Anduril Industries has successfully completed another series of flight tests for its Barracuda-100M autonomous air vehicle, part of the U.S. Army’s High-Speed Manoeuvrable Missile (HSMM) programme.
The May 2025 tests mark a significant step forward in a U.S. Department of Defense effort to field affordable, modular, and high-speed strike systems suited for rapid target engagement.
According to a company release, the latest powered flight trials of Barracuda-100M validated both hardware and software upgrades, including a new low-cost inertial navigator and independent mission computer developed in-house by Anduril. The system reportedly exceeded all mission objectives, including autonomous launch, high-G manoeuvres, and multiple terminal guidance strikes at speeds exceeding 500 knots.
The tests were conducted in support of the U.S. Army Combat Capabilities Development Command’s Aviation & Missile Center (AvMC), which is working to pair the Barracuda platform with its Precision Target Acquisition Seeker (PTAS). The PTAS payload allows passive, autonomous tracking of targets using long-wave infrared imagery, and has now been integrated into Anduril’s Lattice for Mission Autonomy software framework.
Anduril stated that the Barracuda-100M has progressed from concept to powered flight in under two years, including a compressed 12-month test cycle in 2024 that included full-scale wind tunnel trials, environmental testing, glide tests, and engine trials.

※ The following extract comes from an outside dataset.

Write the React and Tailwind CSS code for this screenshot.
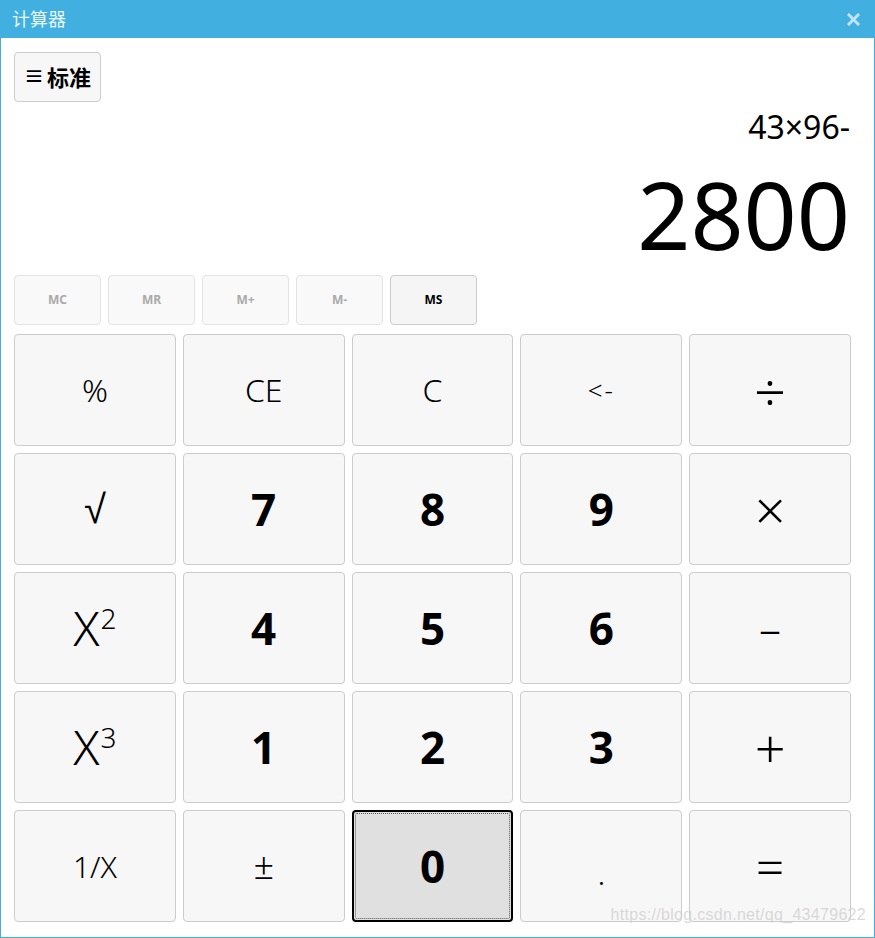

Later this year, the company plans to conduct ground-launch demonstrations to highlight the missile’s adaptability across domains, ahead of a live fire test scheduled for 2026. The system is intended to give U.S. mobile ground forces a fast, manoeuvrable, and mass-producible strike option with extended reach.
Barracuda-100M is described by Anduril as offering up to ten times the range of a similarly sized AGM-114 Hellfire missile while remaining cost-competitive. The missile is designed for scalable production and supports air and ground launch modes, including rail, tail, and canister configurations compatible with fixed- and rotary-wing aircraft.
If anyone wants to look at what’s wrong with the “Big Defence” corporate monolith of the US defence industry this is it. Anduril are fairly new, very ambitious fast footed and highly innovative. In other words what NA, McDonald Douglas, Convair were like before they merged into the Companies they are today.
Anduril are busily running rings round them and aren’t even a listed company yet (😞).
That does seem impressive, was only reading yesterday how Martlet was supposed to have been in service in 2015 and only ordered in large numbers in 2023/24 and that is a relatively straightforward adaptation and updating of e siting missiles, it a clean sheet design. But then we are getting similar delays to Spear and Brimstone so not sure what to say about what Anduril seem to be achieving from scratch… just its ownership and backers that concerns me though you aren’t going to get angels in the defence sector.